Business continuity is the practice of ensuring that mission critical functions are not impacted, or the impact is limited, when an incident or disaster occurs. Business continuity is achieved to a small degree through the use of industry best practices. Unfortunately, best practices are often considered expensive and so many small business do not implement them. Some of the repercussions can be seen in the line chart to the right.

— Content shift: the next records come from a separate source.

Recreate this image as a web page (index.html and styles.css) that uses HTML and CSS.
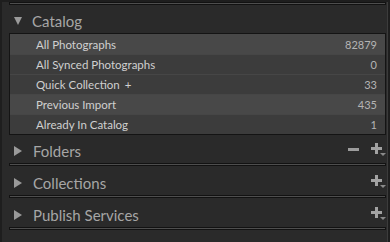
FILE: index.html
```html
<!DOCTYPE html>
<html lang="en">
<head>
    <meta charset="UTF-8">
    <meta name="viewport" content="width=device-width, initial-scale=1.0">
    <title>Library - Catalog</title>
    <link rel="stylesheet" href="styles.css">
</head>
<body>
    <div class="sidebar">
        <div class="rule rule-top"></div>

        <div class="panel-head">
            <span class="arrow arrow-down"></span>
            <span class="panel-title">Catalog</span>
        </div>
        <ul class="catalog-list">
            <li class="selected"><span>All Photographs</span><span class="count">82879</span></li>
            <li><span>All Synced Photographs</span><span class="count">0</span></li>
            <li><span>Quick Collection <span class="qc-plus">+</span></span><span class="count">33</span></li>
            <li class="selected"><span>Previous Import</span><span class="count">435</span></li>
            <li><span>Already In Catalog</span><span class="count">1</span></li>
        </ul>

        <div class="panel">
            <div class="panel-head">
                <span class="arrow arrow-right"></span>
                <span class="panel-title">Folders</span>
                <span class="actions">
                    <svg class="icon-minus" width="12" height="14" viewBox="0 0 12 14"><rect x="0" y="5" width="11" height="3" fill="#9c9c9c"/></svg>
                    <svg class="icon-add" width="16" height="14" viewBox="0 0 16 14"><rect x="1" y="4" width="11" height="3" fill="#a2a2a2"/><rect x="5" y="0" width="3" height="11" fill="#a2a2a2"/><polygon points="10,10 16,10 13,13" fill="#8a8a8a"/></svg>
                </span>
            </div>
            <div class="rule"></div>
        </div>

        <div class="panel">
            <div class="panel-head">
                <span class="arrow arrow-right"></span>
                <span class="panel-title">Collections</span>
                <span class="actions">
                    <svg class="icon-add" width="16" height="14" viewBox="0 0 16 14"><rect x="1" y="4" width="11" height="3" fill="#a2a2a2"/><rect x="5" y="0" width="3" height="11" fill="#a2a2a2"/><polygon points="10,10 16,10 13,13" fill="#8a8a8a"/></svg>
                </span>
            </div>
            <div class="rule"></div>
        </div>

        <div class="panel">
            <div class="panel-head">
                <span class="arrow arrow-right"></span>
                <span class="panel-title">Publish Services</span>
                <span class="actions">
                    <svg class="icon-add" width="16" height="14" viewBox="0 0 16 14"><rect x="1" y="4" width="11" height="3" fill="#a2a2a2"/><rect x="5" y="0" width="3" height="11" fill="#a2a2a2"/><polygon points="10,10 16,10 13,13" fill="#8a8a8a"/></svg>
                </span>
            </div>
            <div class="rule"></div>
        </div>
    </div>
</body>
</html>
```
FILE: styles.css
```css
body {
    margin: 0;
    background: #1e1e1e;
    font-family: Lato, 'Open Sans', sans-serif;
}
.sidebar {
    margin: 0 2px;
    padding: 0 1px 0 7px;
    min-height: 100vh;
    background: #2a2a2a;
    border-right: 1px solid #3c3c3c;
}
.rule {
    height: 1px;
    background: #4e4e4e;
    border: 1px solid #121212;
    margin-bottom: 1px;
}
.rule-top {
    margin: 2px 0 0;
}
.panel-head {
    display: flex;
    align-items: center;
    height: 28px;
    padding-top: 4px;
    box-sizing: border-box;
}
.arrow {
    width: 0;
    height: 0;
    margin-left: 5px;
}
.arrow-down {
    border-left: 4.5px solid transparent;
    border-right: 4.5px solid transparent;
    border-top: 8px solid #9a9a9a;
    margin-right: 10px;
}
.arrow-right {
    border-top: 5px solid transparent;
    border-bottom: 5px solid transparent;
    border-left: 8px solid #9a9a9a;
    margin-right: 11px;
}
.panel-title {
    font-size: 15px;
    color: #a6a6a6;
}
.actions {
    margin-left: auto;
    display: flex;
    align-items: center;
    gap: 10px;
    margin-top: -3px;
}
.actions svg {
    display: block;
}
.catalog-list {
    list-style: none;
    margin: 0;
    padding: 0;
    background: #3c3c3c;
    border: 1px solid #141414;
}
.catalog-list li {
    display: flex;
    justify-content: space-between;
    align-items: center;
    height: 20px;
    box-sizing: border-box;
    padding: 0 8px 0 26px;
    font-size: 11.5px;
    color: #d0d0d0;
}
.catalog-list li + li {
    border-top: 1px solid #464646;
}
.catalog-list li.selected {
    background: #484848;
}
.qc-plus {
    margin-left: 2px;
}
.count {
    font-size: 11px;
    color: #b4b4b4;
}
```
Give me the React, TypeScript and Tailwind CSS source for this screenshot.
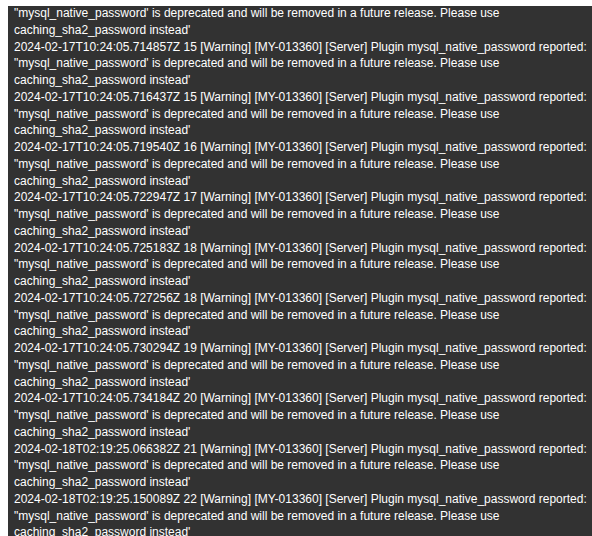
const entries = [
  "2024-02-17T10:24:05.714857Z 15",
  "2024-02-17T10:24:05.716437Z 15",
  "2024-02-17T10:24:05.719540Z 16",
  "2024-02-17T10:24:05.722947Z 17",
  "2024-02-17T10:24:05.725183Z 18",
  "2024-02-17T10:24:05.727256Z 18",
  "2024-02-17T10:24:05.730294Z 19",
  "2024-02-17T10:24:05.734184Z 20",
  "2024-02-18T02:19:25.066382Z 21",
  "2024-02-18T02:19:25.150089Z 22",
];

const Tail = () => (
  <>
    <div>"mysql_native_password' is deprecated and will be removed in a future release. Please use</div>
    <div>caching_sha2_password instead'</div>
  </>
);

const App = () => {
  return (
    <div className="h-[536px] w-[592px] overflow-hidden bg-white pl-2 pt-[6px]">
      <div className="h-full overflow-hidden bg-[#323232] px-[6px]">
        <div className="-mt-[1px] whitespace-nowrap text-[12px] leading-[16.75px] text-white font-['Liberation_Sans',Arial,sans-serif]">
          <Tail />
          {entries.map((e) => (
            <div key={e}>
              <div>{e} [Warning] [MY-013360] [Server] Plugin mysql_native_password reported:</div>
              <Tail />
            </div>
          ))}
        </div>
      </div>
    </div>
  );
};

export default App;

When business is disrupted, it can cost money. Lost revenues plus extra expenses means reduced profits. Insurance does not cover all costs and cannot replace customers that defect to the competition. A business continuity plan to continue business is essential. – ready.gov
Murray IT Consulting will work with you and your team to develop a Business Impact Analysis in order to create mitigation and prevention strategies. Simply put, we will seek to understand how the disruption, its likelihood, and its timing may impact your company and develop a solution to keep you running.
The risk assessment process below is just one of many resources available to small businesses at ready.gov.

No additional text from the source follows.